Monday, August 17, 2009

aqUARIum

....i went to the aquarium. it was fun . i went after sum i dono 8 yrs.
i saw many fishes nd a turtle nd idz babies . i wudnt like to live in a tank . the 1st time dat i went was wid my father . i dont remembr it a lot , i was tiny but he took me . ive forgotten most of it ne way . my frnds wudnt go wid me wen i was in jai hind eventhough da aquarium was so near . but i went . it was fun . ill take my kids der fr sure , if they ever wanted to go ....
neways bye .

Monday, August 10, 2009

i just felt like ....

hmmmm
i thought im quite strng , very smart , extremely intelligent .... neva did i thnk dat this belief of mine ....will upset ppl ....i never was a snob , i cudnt be ... i mean i hate those kindda ppl....why is it dat ppl want you to cry , to be vulnerable .....
im writing this coz a guy ...nt dat i like him or have even 1 % of liking towards him am i writing this blog ... trust me.. no inclination of dat sort .
but somehow i always manage to hurt him...maybe ...alrte i thnk he lukz relly dumb ...noes nuthn about dressing up normal .....doesnt treat women well ....is sexually insatiable .... ( i noe it thru my sources :P) ....lol .....neways ....i thnk i behave normally ..... bt it is sumhow dat he is deeply saddened by da way i behave .... dis also i cum to noe thru a common frnd .....i mean jus coz i din shake hands with him coz my hands were dirty... covered with ketchup (im bad at table manners ) .....he's upset nd later bithces bout me to our common frnd ......i sumtymes dont understnd guys .....i mean nt dat im an expert at being with guys .... well i've practically screwed my relationshps..coz ive been "rude".......wen i thnk im normal ......
well ....i sum up as nt evr1 u meet will like u....
nd u dont need to explain urself to evr1 ...
bt den y is it dat .... while writing dis im relly sensing .....guilt maybe ....
wen nuthn on my part is intentional.....

Friday, May 22, 2009

What was her fault I ask ….what …????....marrying the man she fell in love with , for the guy she gave up her maternal home , for him , who she gave up her childhood , her innocence … ?...what has she done to deserve purple bruises all over her … a black eye!
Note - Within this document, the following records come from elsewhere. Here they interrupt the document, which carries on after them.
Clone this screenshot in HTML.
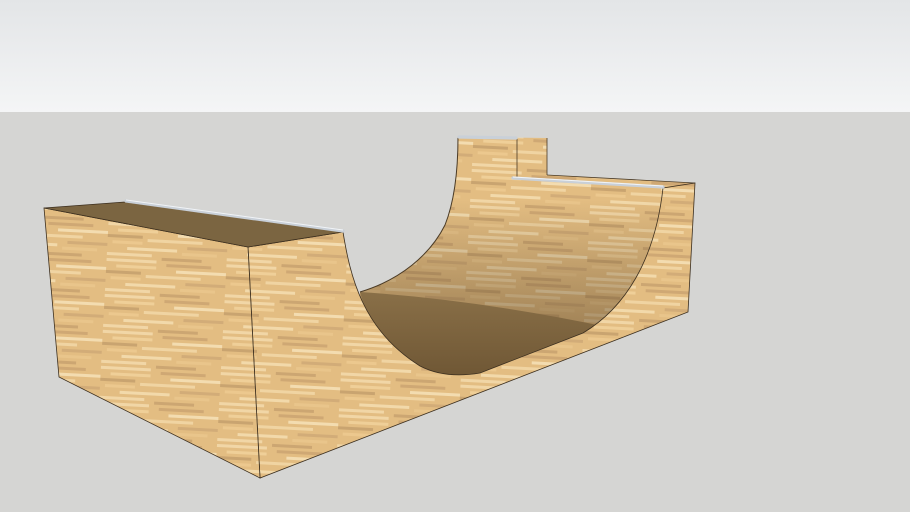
<!DOCTYPE html>
<html><head><meta charset="utf-8"><style>
html,body{margin:0;padding:0;width:910px;height:512px;overflow:hidden;background:#d5d5d3}
svg{display:block}
</style></head><body>
<svg width="910" height="512" viewBox="0 0 910 512" xmlns="http://www.w3.org/2000/svg">
<defs>
<linearGradient id="sky" x1="0" y1="0" x2="0" y2="1">
<stop offset="0" stop-color="#e3e5e7"/><stop offset="1" stop-color="#f4f5f6"/>
</linearGradient>
<pattern id="wood" width="120" height="36" patternUnits="userSpaceOnUse" patternTransform="rotate(3)">
<rect width="120" height="36" fill="#e3bd82"/>
<rect x="0" y="0" width="50" height="3" fill="#f1d6a6"/>
<rect x="60" y="3" width="45" height="3" fill="#cfa874"/>
<rect x="10" y="6" width="40" height="3" fill="#efcf98"/>
<rect x="70" y="9" width="50" height="3" fill="#f3dcb0"/>
<rect x="0" y="12" width="35" height="3" fill="#c9a470"/>
<rect x="40" y="15" width="55" height="3" fill="#f0d4a2"/>
<rect x="5" y="18" width="30" height="3" fill="#ecc88e"/>
<rect x="80" y="21" width="40" height="3" fill="#d2ac78"/>
<rect x="20" y="24" width="50" height="3" fill="#f2d9aa"/>
<rect x="75" y="27" width="35" height="3" fill="#e9c58b"/>
<rect x="0" y="30" width="45" height="3" fill="#f1d6a6"/>
<rect x="55" y="33" width="40" height="3" fill="#cca672"/>
</pattern>
<linearGradient id="shade" gradientUnits="userSpaceOnUse" x1="0" y1="200" x2="0" y2="320">
<stop offset="0" stop-color="#5a4428" stop-opacity="0"/>
<stop offset="1" stop-color="#5a4428" stop-opacity="0.45"/>
</linearGradient>
<linearGradient id="floorg" gradientUnits="userSpaceOnUse" x1="0" y1="290" x2="0" y2="380">
<stop offset="0" stop-color="#8a7048"/>
<stop offset="1" stop-color="#6e5634"/>
</linearGradient>
</defs>
<rect width="910" height="112" fill="url(#sky)"/>
<rect y="112" width="910" height="400" fill="#d5d5d3"/>

<!-- back ramp -->
<path d="M458,137 L547,138 L547,175 L695,183 L688,312 L470,390 L360,390 L360,292 C400,280 430,255 445,225 C455,200 458,170 458,137 Z" fill="url(#wood)"/>
<path d="M458,137 L547,138 L547,175 L695,183 L688,312 L470,390 L360,390 L360,292 C400,280 430,255 445,225 C455,200 458,170 458,137 Z" fill="url(#shade)"/>
<path d="M360,292 Q480,300 612,328 L583,345 L470,380 L380,360 Z" fill="url(#floorg)"/>
<path d="M458,137 C458,170 455,200 445,225 C430,255 400,280 360,292" fill="none" stroke="#4a3a25" stroke-width="1"/>
<path d="M517,138 L517,177 M547,138 L547,175" stroke="#4a3a25" stroke-width="0.8"/>
<path d="M547,175 L695,183" stroke="#4a3a25" stroke-width="0.8"/>

<!-- front face -->
<path d="M248,247 L343,232 C350,275 362,330 420,366 Q445,379 480,373 L583,333 C625,308 655,260 663,188 L695,183 L688,312 L260,478 Z" fill="url(#wood)" stroke="#3c2f1f" stroke-width="0.8"/>
<!-- left face -->
<path d="M44,208 L248,247 L260,478 L59,377 Z" fill="url(#wood)" stroke="#3c2f1f" stroke-width="0.8"/>
<!-- top -->
<path d="M44,208 L125,202 L343,232 L248,247 Z" fill="#7b6541" stroke="#3c2f1f" stroke-width="0.8"/>

<!-- rails -->
<line x1="126" y1="201" x2="343" y2="231" stroke="#c9d0d8" stroke-width="3.2" stroke-linecap="round"/>
<line x1="126" y1="200" x2="343" y2="230" stroke="#f2f4f6" stroke-width="1"/>
<line x1="459" y1="137" x2="516" y2="138" stroke="#c9d0d8" stroke-width="3.2" stroke-linecap="round"/>
<line x1="513" y1="178" x2="663" y2="187" stroke="#c9d0d8" stroke-width="3.2" stroke-linecap="round"/>
<line x1="513" y1="177" x2="663" y2="186" stroke="#f2f4f6" stroke-width="1"/>
</svg>
</body></html>
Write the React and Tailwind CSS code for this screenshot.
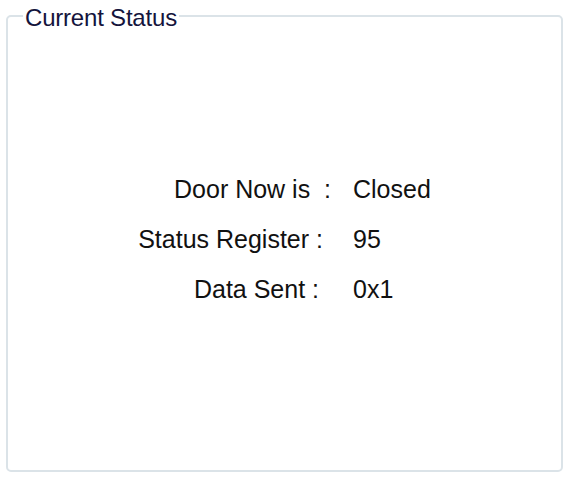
import React from 'react';

const rows = [
    { label: 'Door Now is  :', value: 'Closed', pr: 'pr-[1px]' },
    { label: 'Status Register :', value: '95', pr: 'pr-[9px]' },
    { label: 'Data Sent :', value: '0x1', pr: 'pr-[13px]' },
];

export default function App() {
    return (
        <div className="h-[482px] w-[573px] bg-white font-['Liberation_Sans',Arial,sans-serif] text-[#111]">
            <fieldset className="ml-[6px] mr-[10px] h-[472px] rounded-[5px] border-2 border-[#dbe3e8] px-0">
                <legend className="ml-[15px] px-[2px] text-[24px] leading-[32px] tracking-[-0.2px] text-[#14143c]">
                    <span className="relative top-[2px]">Current Status</span>
                </legend>
                <div className="flex h-[430px] flex-col justify-center gap-[21px] pb-[16px] text-[25px] leading-[29px]">
                    {rows.map((r) => (
                        <div key={r.label} className="flex">
                            <div className={`w-[324px] whitespace-pre text-right ${r.pr}`}>{r.label}</div>
                            <div className="pl-[21px]">{r.value}</div>
                        </div>
                    ))}
                </div>
            </fieldset>
        </div>
    );
}
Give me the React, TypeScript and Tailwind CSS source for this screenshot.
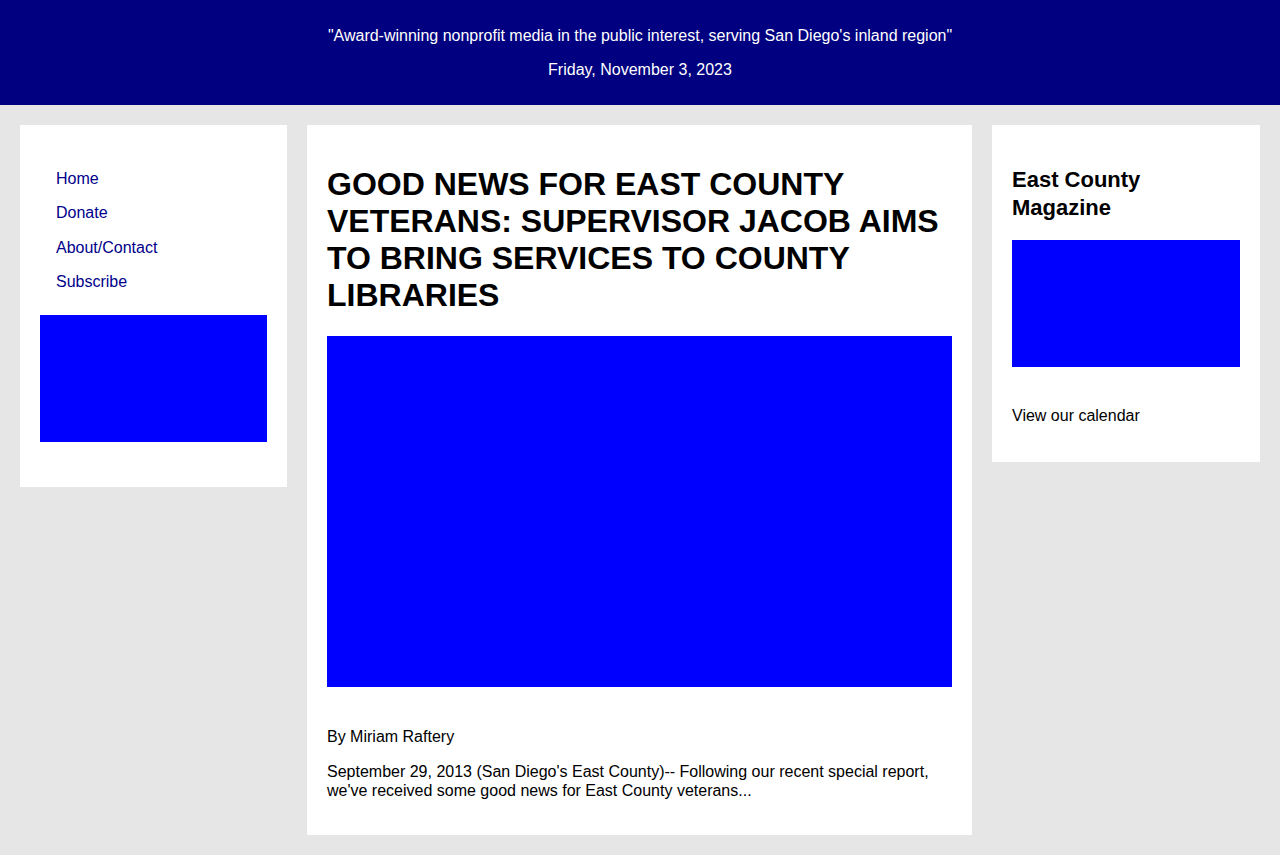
import React from 'react';

const navLinks = ['Home', 'Donate', 'About/Contact', 'Subscribe'];

export default function App() {
  return (
    <div className="min-h-[855px] bg-[#e6e6e6] font-['Liberation_Sans',Arial,sans-serif] text-black">
      {/* Top banner */}
      <header className="h-[105px] bg-[#000080] text-white flex flex-col items-center pt-[27px] gap-4 text-base leading-[18px]">
        <p>"Award-winning nonprofit media in the public interest, serving San Diego's inland region"</p>
        <p>Friday, November 3, 2023</p>
      </header>

      <main className="flex items-start gap-5 p-5">
        {/* Left sidebar */}
        <aside className="w-[267px] shrink-0 bg-white px-5 pt-5 pb-5">
          <ul className="pl-4 mt-[25px] flex flex-col gap-4 text-base leading-[18.4px]">
            {navLinks.map((link) => (
              <li key={link}>
                <a href="#" className="text-[#00008b]">{link}</a>
              </li>
            ))}
          </ul>
          <div className="mt-[23px] mb-[25px] h-[127px] w-full bg-[#0000ff]"></div>
        </aside>

        {/* Main article */}
        <article className="w-[665px] shrink-0 bg-white p-5">
          <h1 className="mt-[21px] text-[32px] leading-[37px] font-bold uppercase">
            Good News for East County Veterans: Supervisor Jacob Aims to Bring Services to County Libraries
          </h1>
          <div className="mt-[22px] h-[351px] w-full bg-[#0000ff]"></div>
          <p className="mt-[41px] text-base leading-[18px]">By Miriam Raftery</p>
          <p className="mt-4 mb-[15px] text-base leading-[19px] pr-[20px]">
            September 29, 2013 (San Diego's East County)-- Following our recent special report, we've received some good news for East County veterans...
          </p>
        </article>

        {/* Right sidebar */}
        <aside className="w-[268px] shrink-0 bg-white p-5">
          <h2 className="mt-[21px] text-[22px] leading-[28px] font-bold">East County Magazine</h2>
          <div className="mt-[18px] h-[127px] w-full bg-[#0000ff]"></div>
          <p className="mt-[40px] mb-[17px] text-base leading-[18px]">
            <a href="#">View our calendar</a>
          </p>
        </aside>
      </main>
    </div>
  );
}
For gods sake , why does he mutilate her thoughts , rape her feelings , for causing much more pain than just physical brutality …. As I’ve grown up I’ve been a hardcore feminist ……why shouldn’t I be ….when only women can understand the pain a woman goes through …. Why are woman treated like sex objects ….every non-veg’ joke forwarded is on her …. Every time she walks on the road she is mentally undressed by the street-oglers who check her out shamelessly .. why is she expected to keep her head down ….is it her fault , that she gives birth , is it her fault that she is physically less stronger ……. Why does a man think that violence towards a woman or rather his wife is acceptable …. ????? why …. As I write this blog I have nothing but anger , disgust and hatred towards that kind of men , who use women …. Who take advantage of her …in the worst possible ways ….
Im fed up of seeing domestic violence happening everywhere around , when I was a kid in my home , now that I’m working, in my work place , im fed-up of being deceived , cheated and the feeling of being – used’ ….. Why aren’t questions raised bout a man’s chastity …..Why is a woman honor at stake …. Why are the maximum bad words referring woman...?/? ….
I noe none of my questions have answers , but ill still ask one moe ….. when will the world stop considering woman secondary ????????
Writing dis blog will not change things , not change my subject’s life either …… bt now I can sleep peacefully ….. since ive let it all out …

Friday, April 17, 2009

mr...not

Der I am …my new job …my 1st job …lol ….as I sit der I often ponder as to why i am being paid …hehe …well if warming ur ass nd reading ur books whilst ur looking at hawt …I mean …hawwwttt guyz …is calld wrk den I think otherwise …lol….well in this blog id like to describe …wt a real wannabe guy is ….i mean seriously ….idz fun to analyse dese weird attitude ridden creatures …. :P ..well ill start wid his physical appearance he …over built ….nd ….relly id say ….has baby fat … den …he thnks he’s uber good looking …well his way of walking interprets dat ….he thumps his feet on da floor which I feel will be a reason for tremors ….someday ….or da 1st floor bldng to collapse …(I hope dey have insurance … :) …well…den he nears my desk ..i bluntly hand over da locker keys …without making eye-contact …pretending to be immersed in my book ,….well u c ….i don’t want him to get da slightest idea dat im smitten by his …uber un-hawt ….lol body….hehehe…. den dat attention seeking process starts ….he 1st …places his …30 gb I pod , iphone ..his car keys with some goth …key chain ….and den walks all da way to da locker …makes some hugeeee noise ….den collects all his stuff ….one by one ….again creating a lot of commotion …still tryng to catch my attention ….den walks over to his locker thrashes dem into it ….nd ….comes back ….picks up a pen ..signs his attendance record register ….with so much of zest! ….dat he’s almost torn da paper … :\ …. Den …he pretends to read all da names who’ve entered …thus wasting more tyme …nd finally ….after all da drama …still unsuccessful at his attempt …to .err…impress!! ….he walks …away ….probably thinking ..of me as a nerd ….what he does’nt know ..is dat the level he irritates ….da helll outta me …is compelling me to write a whole blog …on him …..well …as I write this ….id further conclude …da such ...hyper-active pain- in- da- ass male creatures exist all over da planet …well…all I suggest is …get ur act together ….nd start realizing dat ur acting like a foOL !!

Monday, April 13, 2009

mistakes .

i learnt the 2 most imp lessons of my life today...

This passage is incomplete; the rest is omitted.